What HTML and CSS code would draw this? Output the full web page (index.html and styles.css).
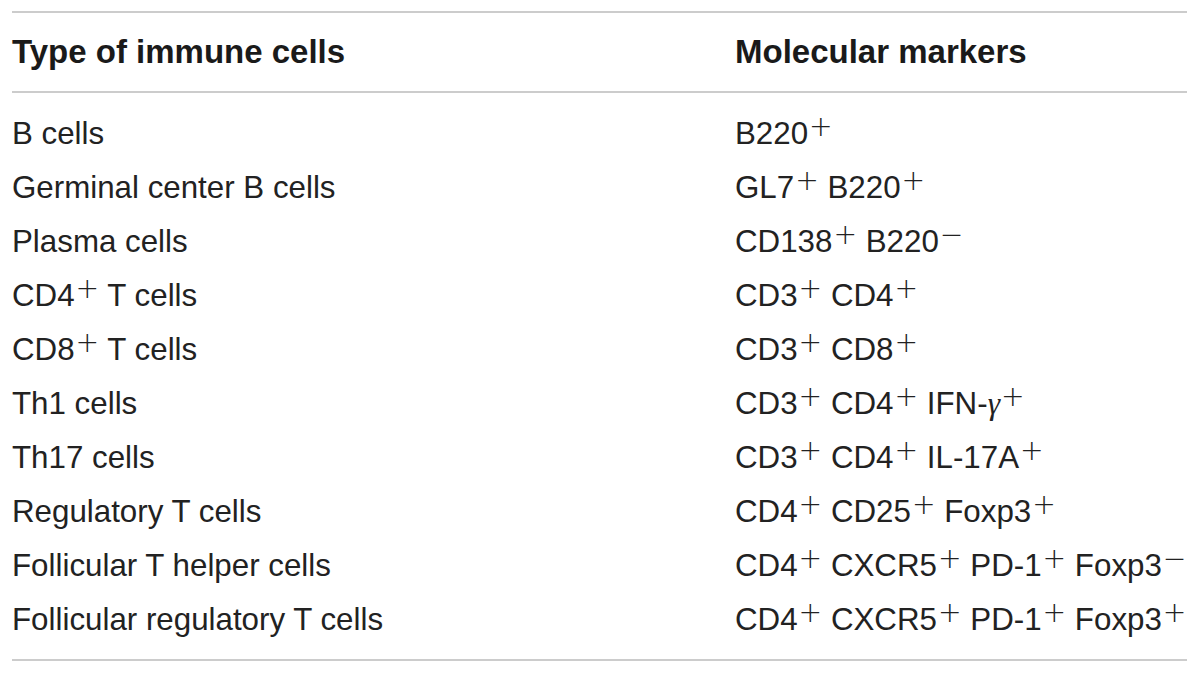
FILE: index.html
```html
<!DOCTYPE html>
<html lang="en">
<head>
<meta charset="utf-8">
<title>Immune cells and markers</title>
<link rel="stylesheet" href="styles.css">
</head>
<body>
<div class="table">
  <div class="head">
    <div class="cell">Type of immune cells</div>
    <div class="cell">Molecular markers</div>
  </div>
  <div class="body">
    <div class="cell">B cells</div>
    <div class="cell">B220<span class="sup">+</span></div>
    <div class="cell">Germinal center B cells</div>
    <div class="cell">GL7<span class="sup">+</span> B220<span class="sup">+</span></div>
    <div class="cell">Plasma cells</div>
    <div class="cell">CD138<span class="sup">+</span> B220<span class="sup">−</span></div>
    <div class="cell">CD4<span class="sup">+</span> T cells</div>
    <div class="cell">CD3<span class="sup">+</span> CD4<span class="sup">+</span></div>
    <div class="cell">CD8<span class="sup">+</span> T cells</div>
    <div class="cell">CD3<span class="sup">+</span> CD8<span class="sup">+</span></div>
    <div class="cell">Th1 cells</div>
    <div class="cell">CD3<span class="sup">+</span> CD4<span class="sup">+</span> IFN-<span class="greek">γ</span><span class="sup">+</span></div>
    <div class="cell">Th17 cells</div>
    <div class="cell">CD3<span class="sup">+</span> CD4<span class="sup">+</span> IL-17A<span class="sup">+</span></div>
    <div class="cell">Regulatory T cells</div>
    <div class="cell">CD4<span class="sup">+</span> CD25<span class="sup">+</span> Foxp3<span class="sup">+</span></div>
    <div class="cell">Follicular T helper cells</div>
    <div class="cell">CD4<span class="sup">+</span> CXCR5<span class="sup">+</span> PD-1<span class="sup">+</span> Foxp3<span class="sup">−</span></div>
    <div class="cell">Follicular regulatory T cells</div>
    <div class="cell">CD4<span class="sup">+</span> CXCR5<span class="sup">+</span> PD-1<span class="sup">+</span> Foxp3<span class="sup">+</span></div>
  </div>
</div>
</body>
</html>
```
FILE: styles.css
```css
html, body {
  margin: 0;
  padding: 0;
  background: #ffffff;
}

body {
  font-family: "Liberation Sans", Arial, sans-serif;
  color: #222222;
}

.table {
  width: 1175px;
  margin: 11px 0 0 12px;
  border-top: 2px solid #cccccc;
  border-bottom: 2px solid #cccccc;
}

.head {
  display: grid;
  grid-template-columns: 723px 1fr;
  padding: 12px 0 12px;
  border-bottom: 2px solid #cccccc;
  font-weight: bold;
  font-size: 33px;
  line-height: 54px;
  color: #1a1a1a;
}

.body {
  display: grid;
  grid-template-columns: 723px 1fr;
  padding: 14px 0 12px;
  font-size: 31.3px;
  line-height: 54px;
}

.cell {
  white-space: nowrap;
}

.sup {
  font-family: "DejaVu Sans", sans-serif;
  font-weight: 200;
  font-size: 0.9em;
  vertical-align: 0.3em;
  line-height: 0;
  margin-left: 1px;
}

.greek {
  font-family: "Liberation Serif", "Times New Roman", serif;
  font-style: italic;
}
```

########

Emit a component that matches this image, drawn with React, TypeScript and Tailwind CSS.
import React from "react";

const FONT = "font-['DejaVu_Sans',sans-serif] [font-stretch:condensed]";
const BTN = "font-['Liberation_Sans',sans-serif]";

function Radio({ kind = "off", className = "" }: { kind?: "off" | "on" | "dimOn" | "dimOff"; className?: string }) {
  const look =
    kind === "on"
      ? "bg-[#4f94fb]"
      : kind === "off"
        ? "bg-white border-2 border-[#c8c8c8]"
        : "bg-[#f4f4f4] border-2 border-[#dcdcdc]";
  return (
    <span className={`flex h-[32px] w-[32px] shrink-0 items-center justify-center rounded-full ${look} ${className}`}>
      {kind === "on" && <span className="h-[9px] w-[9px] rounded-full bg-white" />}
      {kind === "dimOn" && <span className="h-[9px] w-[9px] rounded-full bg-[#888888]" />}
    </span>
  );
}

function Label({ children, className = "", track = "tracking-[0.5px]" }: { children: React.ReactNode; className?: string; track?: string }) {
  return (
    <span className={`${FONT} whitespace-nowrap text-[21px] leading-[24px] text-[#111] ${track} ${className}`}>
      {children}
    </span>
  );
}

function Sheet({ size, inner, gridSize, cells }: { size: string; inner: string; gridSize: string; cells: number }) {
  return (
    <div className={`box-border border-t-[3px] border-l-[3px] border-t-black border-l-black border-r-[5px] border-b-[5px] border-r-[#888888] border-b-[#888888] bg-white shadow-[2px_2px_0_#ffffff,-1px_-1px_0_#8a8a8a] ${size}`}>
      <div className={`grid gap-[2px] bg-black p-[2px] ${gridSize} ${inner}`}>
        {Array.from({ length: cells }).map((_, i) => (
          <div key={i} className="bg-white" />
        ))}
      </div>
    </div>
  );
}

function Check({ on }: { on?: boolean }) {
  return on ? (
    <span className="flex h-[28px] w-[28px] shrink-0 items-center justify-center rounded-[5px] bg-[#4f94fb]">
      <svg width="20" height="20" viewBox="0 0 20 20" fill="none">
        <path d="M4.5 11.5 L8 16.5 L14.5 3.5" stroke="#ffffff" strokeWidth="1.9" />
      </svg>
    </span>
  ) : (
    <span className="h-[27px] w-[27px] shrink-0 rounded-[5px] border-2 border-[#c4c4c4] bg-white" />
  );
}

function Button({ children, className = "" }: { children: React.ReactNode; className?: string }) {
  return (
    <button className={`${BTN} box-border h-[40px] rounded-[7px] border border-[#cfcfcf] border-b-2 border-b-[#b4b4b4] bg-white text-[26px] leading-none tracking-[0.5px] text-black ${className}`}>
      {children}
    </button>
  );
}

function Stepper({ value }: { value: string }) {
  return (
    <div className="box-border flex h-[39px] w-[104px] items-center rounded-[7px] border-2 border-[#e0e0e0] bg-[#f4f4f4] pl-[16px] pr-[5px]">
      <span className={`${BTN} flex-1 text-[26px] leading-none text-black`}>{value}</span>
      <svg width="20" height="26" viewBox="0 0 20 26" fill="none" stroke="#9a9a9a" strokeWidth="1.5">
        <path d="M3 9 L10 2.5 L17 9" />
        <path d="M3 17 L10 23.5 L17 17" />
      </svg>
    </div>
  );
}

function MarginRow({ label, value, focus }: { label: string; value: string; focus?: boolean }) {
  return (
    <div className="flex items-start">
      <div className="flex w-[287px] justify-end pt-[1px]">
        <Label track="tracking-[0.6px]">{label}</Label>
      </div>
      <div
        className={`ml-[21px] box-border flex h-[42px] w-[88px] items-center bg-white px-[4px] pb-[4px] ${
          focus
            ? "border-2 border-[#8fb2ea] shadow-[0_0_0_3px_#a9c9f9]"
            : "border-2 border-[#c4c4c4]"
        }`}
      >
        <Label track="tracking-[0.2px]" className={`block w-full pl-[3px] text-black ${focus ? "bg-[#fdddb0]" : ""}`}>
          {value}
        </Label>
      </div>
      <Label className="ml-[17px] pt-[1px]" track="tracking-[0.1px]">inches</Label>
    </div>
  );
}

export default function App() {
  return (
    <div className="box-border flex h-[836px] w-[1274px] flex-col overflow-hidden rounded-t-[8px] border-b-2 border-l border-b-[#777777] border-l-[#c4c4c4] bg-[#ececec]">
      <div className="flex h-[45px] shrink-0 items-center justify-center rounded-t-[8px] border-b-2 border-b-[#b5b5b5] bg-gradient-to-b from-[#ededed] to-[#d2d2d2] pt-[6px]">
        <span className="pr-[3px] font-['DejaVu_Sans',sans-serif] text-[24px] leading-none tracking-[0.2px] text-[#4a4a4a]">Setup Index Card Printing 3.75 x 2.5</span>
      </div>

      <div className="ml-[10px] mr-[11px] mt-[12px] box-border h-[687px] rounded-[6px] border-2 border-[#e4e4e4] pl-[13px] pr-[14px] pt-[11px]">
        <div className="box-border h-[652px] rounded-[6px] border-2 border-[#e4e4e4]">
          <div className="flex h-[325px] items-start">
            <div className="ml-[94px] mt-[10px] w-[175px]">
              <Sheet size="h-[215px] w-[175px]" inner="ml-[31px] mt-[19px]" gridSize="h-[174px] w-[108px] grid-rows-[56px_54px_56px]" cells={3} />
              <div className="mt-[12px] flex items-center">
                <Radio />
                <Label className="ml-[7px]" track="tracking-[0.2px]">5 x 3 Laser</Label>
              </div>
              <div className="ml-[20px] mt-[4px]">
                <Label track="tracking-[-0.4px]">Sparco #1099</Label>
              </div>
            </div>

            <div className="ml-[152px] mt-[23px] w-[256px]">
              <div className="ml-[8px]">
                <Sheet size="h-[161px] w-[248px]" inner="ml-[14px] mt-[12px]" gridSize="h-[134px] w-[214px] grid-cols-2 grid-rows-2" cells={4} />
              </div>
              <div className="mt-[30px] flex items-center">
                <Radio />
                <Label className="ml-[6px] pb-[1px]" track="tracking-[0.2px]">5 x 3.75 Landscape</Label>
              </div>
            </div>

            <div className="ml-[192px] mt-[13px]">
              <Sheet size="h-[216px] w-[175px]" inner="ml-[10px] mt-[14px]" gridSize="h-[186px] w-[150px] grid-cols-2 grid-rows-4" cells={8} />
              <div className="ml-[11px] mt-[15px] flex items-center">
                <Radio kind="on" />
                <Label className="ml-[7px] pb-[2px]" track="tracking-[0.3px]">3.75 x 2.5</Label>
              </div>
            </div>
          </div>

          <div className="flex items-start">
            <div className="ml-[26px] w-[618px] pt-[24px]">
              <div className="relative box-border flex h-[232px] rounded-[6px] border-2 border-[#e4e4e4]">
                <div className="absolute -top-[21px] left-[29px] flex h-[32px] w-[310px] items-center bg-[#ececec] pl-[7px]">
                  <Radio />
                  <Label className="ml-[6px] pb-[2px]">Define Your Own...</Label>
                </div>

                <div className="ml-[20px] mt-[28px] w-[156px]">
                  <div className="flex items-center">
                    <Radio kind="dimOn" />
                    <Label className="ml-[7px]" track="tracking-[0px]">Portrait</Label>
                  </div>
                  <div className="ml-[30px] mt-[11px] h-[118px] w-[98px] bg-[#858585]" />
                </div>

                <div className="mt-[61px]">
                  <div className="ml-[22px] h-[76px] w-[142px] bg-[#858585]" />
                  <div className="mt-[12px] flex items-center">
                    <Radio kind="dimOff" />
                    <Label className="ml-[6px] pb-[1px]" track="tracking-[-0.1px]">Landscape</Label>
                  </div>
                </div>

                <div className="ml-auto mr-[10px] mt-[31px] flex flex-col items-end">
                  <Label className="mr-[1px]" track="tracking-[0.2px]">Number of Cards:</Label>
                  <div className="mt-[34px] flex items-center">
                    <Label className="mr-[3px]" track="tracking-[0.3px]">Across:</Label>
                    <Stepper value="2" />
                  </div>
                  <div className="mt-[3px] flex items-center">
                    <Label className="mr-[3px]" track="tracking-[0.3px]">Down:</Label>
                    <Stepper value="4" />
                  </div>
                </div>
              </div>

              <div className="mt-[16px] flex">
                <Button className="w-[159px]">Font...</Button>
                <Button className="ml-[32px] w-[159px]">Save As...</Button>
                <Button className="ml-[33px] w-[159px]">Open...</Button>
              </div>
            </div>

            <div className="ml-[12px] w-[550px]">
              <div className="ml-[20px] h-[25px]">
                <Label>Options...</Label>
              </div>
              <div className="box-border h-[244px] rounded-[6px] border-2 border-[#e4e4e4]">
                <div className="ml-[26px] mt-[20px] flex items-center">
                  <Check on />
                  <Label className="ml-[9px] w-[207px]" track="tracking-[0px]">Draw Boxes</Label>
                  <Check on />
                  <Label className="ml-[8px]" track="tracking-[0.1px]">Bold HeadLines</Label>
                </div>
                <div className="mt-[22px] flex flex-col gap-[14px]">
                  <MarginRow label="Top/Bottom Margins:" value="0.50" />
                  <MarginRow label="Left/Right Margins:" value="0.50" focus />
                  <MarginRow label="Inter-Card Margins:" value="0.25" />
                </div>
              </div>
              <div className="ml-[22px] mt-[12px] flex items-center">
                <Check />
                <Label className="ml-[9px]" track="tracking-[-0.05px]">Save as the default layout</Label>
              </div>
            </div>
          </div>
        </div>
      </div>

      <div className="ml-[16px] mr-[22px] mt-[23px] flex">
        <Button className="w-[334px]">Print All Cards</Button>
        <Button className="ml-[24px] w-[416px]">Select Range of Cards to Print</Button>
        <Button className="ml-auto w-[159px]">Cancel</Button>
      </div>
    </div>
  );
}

########

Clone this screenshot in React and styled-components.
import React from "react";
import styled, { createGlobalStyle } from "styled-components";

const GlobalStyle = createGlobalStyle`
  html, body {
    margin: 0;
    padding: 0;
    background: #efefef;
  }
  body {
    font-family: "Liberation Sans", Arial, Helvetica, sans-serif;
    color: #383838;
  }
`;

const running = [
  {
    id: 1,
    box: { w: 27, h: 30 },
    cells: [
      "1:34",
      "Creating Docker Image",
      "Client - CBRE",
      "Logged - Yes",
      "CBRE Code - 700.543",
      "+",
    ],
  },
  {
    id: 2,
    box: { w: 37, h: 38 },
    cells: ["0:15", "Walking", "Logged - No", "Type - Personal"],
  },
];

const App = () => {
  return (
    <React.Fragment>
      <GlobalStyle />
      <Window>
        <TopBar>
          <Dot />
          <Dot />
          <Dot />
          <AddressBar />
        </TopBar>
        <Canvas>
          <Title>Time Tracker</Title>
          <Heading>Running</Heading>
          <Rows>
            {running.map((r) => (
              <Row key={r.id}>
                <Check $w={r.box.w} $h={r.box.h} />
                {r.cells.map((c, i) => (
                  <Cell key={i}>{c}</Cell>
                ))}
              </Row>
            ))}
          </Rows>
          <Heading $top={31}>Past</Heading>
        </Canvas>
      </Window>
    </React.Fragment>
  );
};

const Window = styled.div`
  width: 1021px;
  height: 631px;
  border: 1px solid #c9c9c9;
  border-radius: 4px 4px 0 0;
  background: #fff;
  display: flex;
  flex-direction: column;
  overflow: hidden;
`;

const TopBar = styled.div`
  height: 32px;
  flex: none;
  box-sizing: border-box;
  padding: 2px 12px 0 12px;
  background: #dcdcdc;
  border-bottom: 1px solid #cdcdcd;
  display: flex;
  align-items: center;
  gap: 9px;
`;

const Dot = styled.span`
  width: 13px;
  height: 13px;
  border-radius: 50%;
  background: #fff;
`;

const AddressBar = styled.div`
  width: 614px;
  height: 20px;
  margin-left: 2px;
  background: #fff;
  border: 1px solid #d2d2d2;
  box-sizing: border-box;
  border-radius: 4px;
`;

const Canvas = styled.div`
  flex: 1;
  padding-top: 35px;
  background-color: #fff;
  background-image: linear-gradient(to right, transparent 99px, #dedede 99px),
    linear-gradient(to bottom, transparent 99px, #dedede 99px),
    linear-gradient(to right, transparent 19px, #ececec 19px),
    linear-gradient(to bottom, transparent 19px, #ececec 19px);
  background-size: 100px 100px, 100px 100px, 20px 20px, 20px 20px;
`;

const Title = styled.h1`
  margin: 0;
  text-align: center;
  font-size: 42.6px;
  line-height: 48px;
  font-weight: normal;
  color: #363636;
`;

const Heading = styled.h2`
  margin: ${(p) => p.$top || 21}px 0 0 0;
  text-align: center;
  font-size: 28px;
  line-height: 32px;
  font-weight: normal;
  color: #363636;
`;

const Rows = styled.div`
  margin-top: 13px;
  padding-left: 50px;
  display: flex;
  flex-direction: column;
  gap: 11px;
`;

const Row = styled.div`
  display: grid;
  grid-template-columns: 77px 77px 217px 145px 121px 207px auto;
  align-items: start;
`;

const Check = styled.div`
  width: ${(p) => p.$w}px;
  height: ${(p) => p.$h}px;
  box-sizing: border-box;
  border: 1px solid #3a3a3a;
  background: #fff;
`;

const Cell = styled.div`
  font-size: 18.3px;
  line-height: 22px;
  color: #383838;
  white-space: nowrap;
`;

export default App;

########

WHAT YOU ARE ASKED TO DO ▸ Copy, from the material, each line that holds the string "components".

THE SOLUTION ▸
Clone this screenshot in React and styled-components.
import styled, { createGlobalStyle } from "styled-components";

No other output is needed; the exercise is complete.